:: INPUT ROWS ::

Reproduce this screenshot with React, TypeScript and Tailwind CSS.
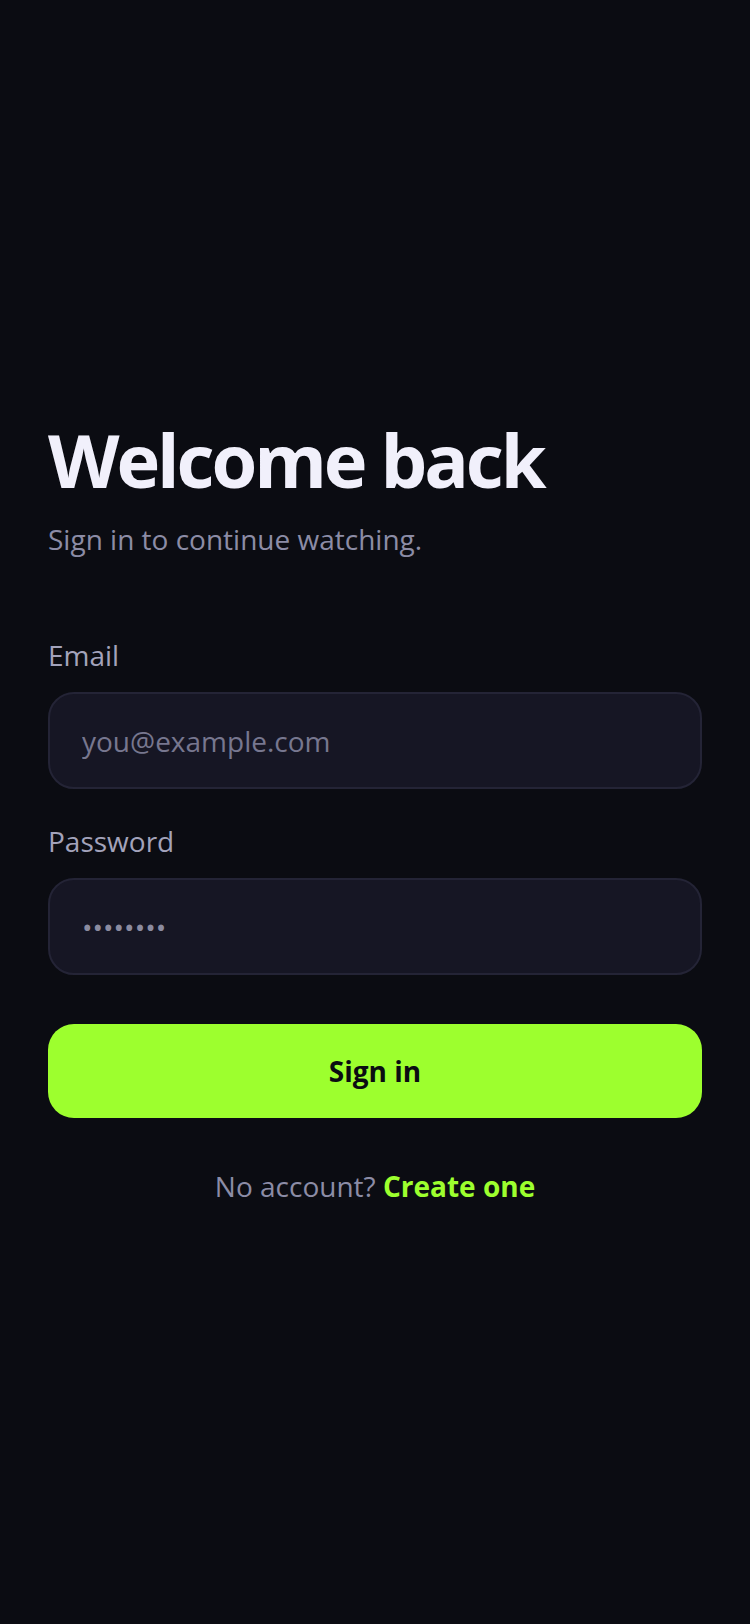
import { useState } from "react";

const SignIn = () => {
  const [email, setEmail] = useState("");
  const [password, setPassword] = useState("");

  return (
    <div
      className="min-h-screen w-full bg-[#0b0c12] flex flex-col justify-center px-12"
      style={{ fontFamily: '"Open Sans", "Noto Sans", sans-serif' }}
    >
      <h1 className="text-[74px] leading-[84px] font-bold tracking-[-0.042em] text-[#f1f0fb]">
        Welcome back
      </h1>
      <p className="mt-[17px] text-[28px] leading-[40px] text-[#8c8ca6]">
        Sign in to continue watching.
      </p>

      <form
        className="mt-[76px] flex flex-col"
        onSubmit={(e) => e.preventDefault()}
      >
        <label className="text-[28px] leading-[40px] text-[#a3a3bb]">Email</label>
        <input
          type="email"
          value={email}
          onChange={(e) => setEmail(e.target.value)}
          placeholder="you@example.com"
          className="mt-[17px] h-[97px] w-full rounded-[26px] border-2 border-[#242436] bg-[#161624] px-8 text-[28px] text-[#f1f0fb] placeholder:text-[#77778f] outline-none"
        />

        <label className="mt-8 text-[28px] leading-[40px] text-[#a3a3bb]">Password</label>
        <input
          type="password"
          value={password}
          onChange={(e) => setPassword(e.target.value)}
          placeholder="••••••••"
          className="mt-[17px] h-[97px] w-full rounded-[26px] border-2 border-[#242436] bg-[#161624] px-8 text-[28px] text-[#f1f0fb] placeholder:text-[#8b8ba0] outline-none"
        />

        <button
          type="submit"
          className="mt-[49px] h-[94px] w-full rounded-[26px] bg-[#9dff2e] text-[28px] font-bold text-[#0b0c12]"
        >
          Sign in
        </button>
      </form>

      <p className="mt-[48px] text-center text-[28px] leading-[40px] text-[#8c8ca6]">
        No account? <a className="font-bold text-[#9dff2e]">Create one</a>
      </p>
    </div>
  );
};

export default SignIn;
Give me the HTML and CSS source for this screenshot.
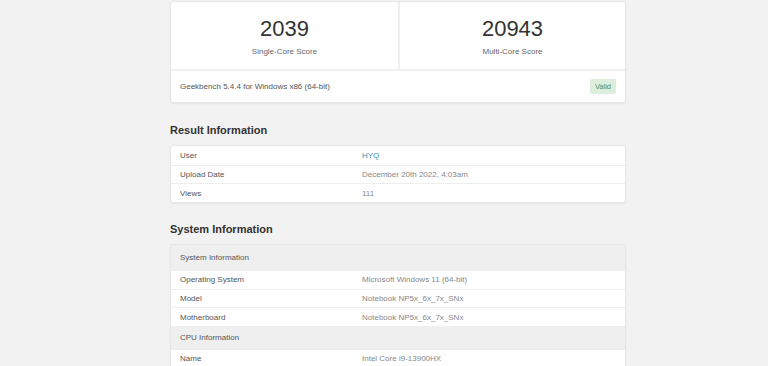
FILE: index.html
```html
<!DOCTYPE html>
<html lang="en">
<head>
    <meta charset="UTF-8">
    <title>Geekbench Result</title>
    <link rel="stylesheet" href="styles.css">
</head>
<body>
    <div class="page">
        <div class="card score-card">
            <div class="scores">
                <div class="score">
                    <div class="score-value">2039</div>
                    <div class="score-label">Single-Core Score</div>
                </div>
                <div class="score">
                    <div class="score-value">20943</div>
                    <div class="score-label">Multi-Core Score</div>
                </div>
            </div>
            <div class="score-footer">
                <span>Geekbench 5.4.4 for Windows x86 (64-bit)</span>
                <span class="badge">Valid</span>
            </div>
        </div>

        <h3 class="section-title">Result Information</h3>
        <div class="card">
            <div class="row"><span class="name">User</span><span class="value"><a href="#">HYQ</a></span></div>
            <div class="row"><span class="name">Upload Date</span><span class="value">December 20th 2022, 4:03am</span></div>
            <div class="row"><span class="name">Views</span><span class="value">111</span></div>
        </div>

        <h3 class="section-title sys-title">System Information</h3>
        <div class="card">
            <div class="group">System Information</div>
            <div class="row"><span class="name">Operating System</span><span class="value">Microsoft Windows 11 (64-bit)</span></div>
            <div class="row"><span class="name">Model</span><span class="value">Notebook NP5x_6x_7x_SNx</span></div>
            <div class="row"><span class="name">Motherboard</span><span class="value">Notebook NP5x_6x_7x_SNx</span></div>
            <div class="group group-cpu">CPU Information</div>
            <div class="row"><span class="name">Name</span><span class="value">Intel Core i9-13900HX</span></div>
        </div>
    </div>
</body>
</html>
```

FILE: styles.css
```css
* {
    margin: 0;
    padding: 0;
    box-sizing: border-box;
}

body {
    font-family: "Liberation Sans", Arial, sans-serif;
    background-color: #f2f2f2;
    color: #444;
    height: 366px;
    overflow: hidden;
}

.page {
    width: 456px;
    margin-left: 170px;
    padding-top: 1px;
}

.card {
    background: #fff;
    border: 1px solid #e6e6e6;
    border-radius: 3px;
    box-shadow: 0 1px 2px rgba(0, 0, 0, 0.05);
}

.scores {
    display: grid;
    grid-template-columns: 1fr 1fr;
    border-bottom: 2px solid #f0f0f0;
}

.score {
    height: 67px;
    text-align: center;
    padding-top: 14px;
}

.score + .score {
    border-left: 2px solid #f0f0f0;
}

.score-value {
    font-size: 22px;
    color: #333;
    line-height: 26px;
}

.score-label {
    font-size: 8px;
    color: #666;
    margin-top: 5px;
}

.score-footer {
    display: flex;
    justify-content: space-between;
    align-items: center;
    height: 31px;
    padding: 0 9px 0 9px;
    font-size: 8px;
    color: #555;
}

.badge {
    background: #dcefdc;
    color: #5a8a5a;
    padding: 3px 5px;
    border-radius: 2px;
    font-size: 7.5px;
}

.section-title {
    font-size: 11px;
    font-weight: bold;
    color: #333;
    margin: 21px 0 8px;
    line-height: 13px;
}

.sys-title {
    margin-top: 20px;
    margin-bottom: 8px;
}

.row {
    display: flex;
    align-items: center;
    height: 18.7px;
    padding-left: 9px;
    font-size: 8px;
    border-top: 1px solid #eee;
}

.row:first-child {
    border-top: none;
}

.name {
    width: 182px;
    color: #555;
}

.value {
    color: #888;
}

.value a {
    color: #3a94b8;
    text-decoration: none;
}

.group {
    display: flex;
    align-items: center;
    height: 25px;
    padding-left: 9px;
    font-size: 8px;
    color: #555;
    background: #efefef;
}

.group-cpu {
    height: 23px;
}
```
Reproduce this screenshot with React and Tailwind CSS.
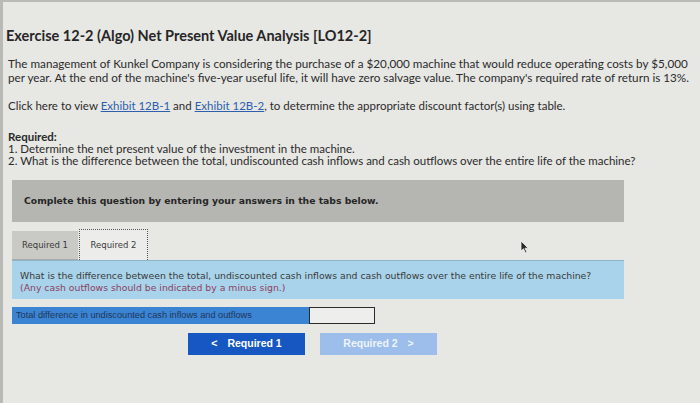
import React from "react";

const body = { fontFamily: "Lato, 'Open Sans', sans-serif" };
const verdana = { fontFamily: "'DejaVu Sans', Verdana, sans-serif" };

function Cursor() {
  return (
    <svg className="absolute left-[517px] top-[238px]" width="9" height="14" viewBox="0 0 9 14">
      <path d="M1 1 L1 11 L3.5 8.8 L5.5 13 L7 12.3 L5 8.2 L8.2 8.2 Z" fill="#2a2a2a" stroke="#f2f2f2" strokeWidth="0.8" />
    </svg>
  );
}

export default function App() {
  return (
    <div className="relative min-h-screen h-[403px] overflow-hidden bg-[#e7e7e4] border-l-[3px] border-t-[2px] border-[#b9b9b5] text-[#2b2b2b]">
      <div className="pl-[3px] pt-[25px]" style={body}>
        <h1 className="text-[14.5px] font-bold leading-[18px] text-[#262626]">
          Exercise 12-2 (Algo) Net Present Value Analysis [LO12-2]
        </h1>

        <p className="mt-[11px] pl-[2px] text-[11.7px] leading-[14px]">
          The management of Kunkel Company is considering the purchase of a $20,000 machine that would reduce operating costs by $5,000
          <br />
          per year. At the end of the machine's five-year useful life, it will have zero salvage value. The company's required rate of return is 13%.
        </p>

        <p className="mt-[15px] pl-[2px] text-[11.5px] leading-[14px]">
          Click here to view{" "}
          <span className="text-[#2d5fae] underline">Exhibit 12B-1</span> and{" "}
          <span className="text-[#2d5fae] underline">Exhibit 12B-2</span>, to determine the appropriate discount factor(s) using table.
        </p>

        <div className="mt-[18px] pl-[2px] text-[11.5px] leading-[12px]">
          <p className="font-bold">Required:</p>
          <p>1. Determine the net present value of the investment in the machine.</p>
          <p>2. What is the difference between the total, undiscounted cash inflows and cash outflows over the entire life of the machine?</p>
        </div>
      </div>

      <div className="ml-[9px] w-[612px]" style={verdana}>
        <div className="mt-[13px] h-[42px] bg-[#b5b5b1] flex items-center pl-[12px]">
          <span className="text-[9.25px] font-bold text-[#262626]">
            Complete this question by entering your answers in the tabs below.
          </span>
        </div>

        <div className="mt-[7px] flex items-end h-[31px]">
          <div className="h-[29px] w-[66px] bg-[#c9c9c5] border-b border-[#a9a9a5] flex items-center justify-center text-[8.5px] text-[#3a3a3a]">
            Required 1
          </div>
          <div className="h-[31px] w-[69px] ml-[1px] bg-[#ececea] border-t border-x border-dotted border-[#555] flex items-center justify-center text-[8.5px] text-[#3a3a3a]">
            Required 2
          </div>
        </div>

        <div className="h-[39px] bg-[#a9d3ea] border-t border-[#8fb3c8] pl-[8px] pt-[9px] text-[9.3px] leading-[12px]">
          <p className="text-[#3a3a3a]">
            What is the difference between the total, undiscounted cash inflows and cash outflows over the entire life of the machine?
          </p>
          <p className="text-[#8b3f63]">(Any cash outflows should be indicated by a minus sign.)</p>
        </div>

        <div className="mt-[8px] flex h-[17px]">
          <div
            className="w-[297px] bg-[#3b84d4] flex items-center pl-[4px] text-[9.2px] text-[#1f3656]"
            style={{ fontFamily: "'Liberation Sans', Arial, sans-serif" }}
          >
            Total difference in undiscounted cash inflows and outflows
          </div>
          <div className="w-[66px] bg-[#eeeeec] border border-[#2b2b2b]"></div>
        </div>

        <div className="mt-[9px] flex gap-[15px] pl-[176px]" style={{ fontFamily: "'Liberation Sans', Arial, sans-serif" }}>
          <div className="h-[22px] w-[117px] bg-[#1657c2] flex items-center justify-center gap-[10px] text-white text-[10.5px] font-bold">
            <span>&lt;</span>
            <span>Required 1</span>
          </div>
          <div className="h-[22px] w-[117px] bg-[#9dbdea] flex items-center justify-center gap-[10px] text-[#eef4fc] text-[10.5px] font-bold">
            <span>Required 2</span>
            <span>&gt;</span>
          </div>
        </div>
      </div>

      <Cursor />
    </div>
  );
}
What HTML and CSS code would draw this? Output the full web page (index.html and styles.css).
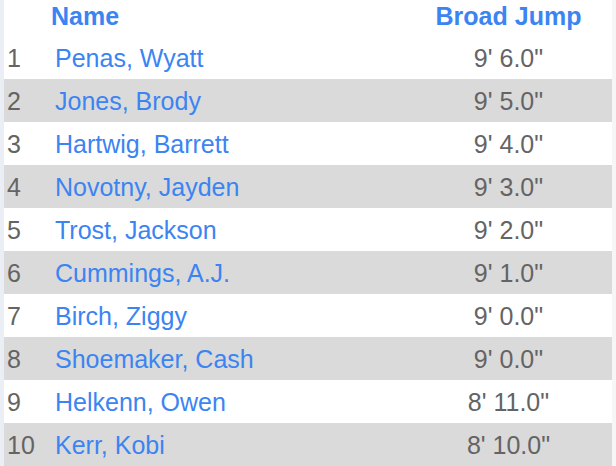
FILE: index.html
```html
<!DOCTYPE html>
<html>
<head>
<meta charset="utf-8">
<link rel="stylesheet" href="styles.css">
</head>
<body>
<div class="page">
  <div class="rail-left"></div>
  <table class="board">
    <colgroup>
      <col class="c-rank">
      <col class="c-name">
      <col class="c-val">
    </colgroup>
    <thead>
      <tr>
        <th></th>
        <th class="h-name">Name</th>
        <th class="h-val">Broad Jump</th>
      </tr>
    </thead>
    <tbody>
      <tr><td class="rank">1</td><td class="name">Penas, Wyatt</td><td class="val">9' 6.0"</td></tr>
      <tr class="alt"><td class="rank">2</td><td class="name">Jones, Brody</td><td class="val">9' 5.0"</td></tr>
      <tr><td class="rank">3</td><td class="name">Hartwig, Barrett</td><td class="val">9' 4.0"</td></tr>
      <tr class="alt"><td class="rank">4</td><td class="name">Novotny, Jayden</td><td class="val">9' 3.0"</td></tr>
      <tr><td class="rank">5</td><td class="name">Trost, Jackson</td><td class="val">9' 2.0"</td></tr>
      <tr class="alt"><td class="rank">6</td><td class="name">Cummings, A.J.</td><td class="val">9' 1.0"</td></tr>
      <tr><td class="rank">7</td><td class="name">Birch, Ziggy</td><td class="val">9' 0.0"</td></tr>
      <tr class="alt"><td class="rank">8</td><td class="name">Shoemaker, Cash</td><td class="val">9' 0.0"</td></tr>
      <tr><td class="rank">9</td><td class="name">Helkenn, Owen</td><td class="val">8' 11.0"</td></tr>
      <tr class="alt"><td class="rank">10</td><td class="name">Kerr, Kobi</td><td class="val">8' 10.0"</td></tr>
    </tbody>
  </table>
  <div class="rail-right"></div>
</div>
</body>
</html>
```

FILE: styles.css
```css
html, body {
  margin: 0;
  padding: 0;
  background: #ffffff;
}

.page {
  display: flex;
  width: 616px;
  height: 466px;
  overflow: hidden;
}

.rail-left {
  width: 4px;
  flex: 0 0 4px;
  background: #eceef5;
}

.rail-right {
  width: 4px;
  flex: 0 0 4px;
  background: #f6f6f8;
}

.board {
  flex: 1 1 auto;
  border-collapse: collapse;
  border-spacing: 0;
  table-layout: fixed;
  width: 608px;
  font-family: "Liberation Sans", Arial, Helvetica, sans-serif;
  font-size: 25px;
  line-height: 28px;
}

.c-rank { width: 47px; }
.c-name { width: 354px; }
.c-val { width: 207px; }

thead th {
  height: 36px;
  box-sizing: border-box;
  padding: 2px 0 6px 0;
  vertical-align: top;
  color: #3b84f2;
  font-weight: bold;
  text-align: left;
}

.h-val {
  text-align: center;
}

tbody td {
  height: 43px;
  box-sizing: border-box;
  padding: 8px 0 7px 0;
  vertical-align: top;
  white-space: nowrap;
}

tbody tr.alt td {
  background: #dadada;
}

.rank {
  color: #646464;
  padding-left: 3px;
}

tbody td.rank {
  padding-left: 3px;
}

tbody td.name {
  color: #3b84f2;
  padding-left: 4px;
}

.val {
  color: #646464;
  text-align: center;
}
```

:: TASK PROMPT ::
Write out the lines from the start of the material to the line with "const [password, setPassword]", inclusive and exactly. Skip the pictures.

:: TASK RESULT ::
Reproduce this screenshot with React, TypeScript and Tailwind CSS.
import { useState } from "react";

const SignIn = () => {
  const [email, setEmail] = useState("");
  const [password, setPassword] = useState("");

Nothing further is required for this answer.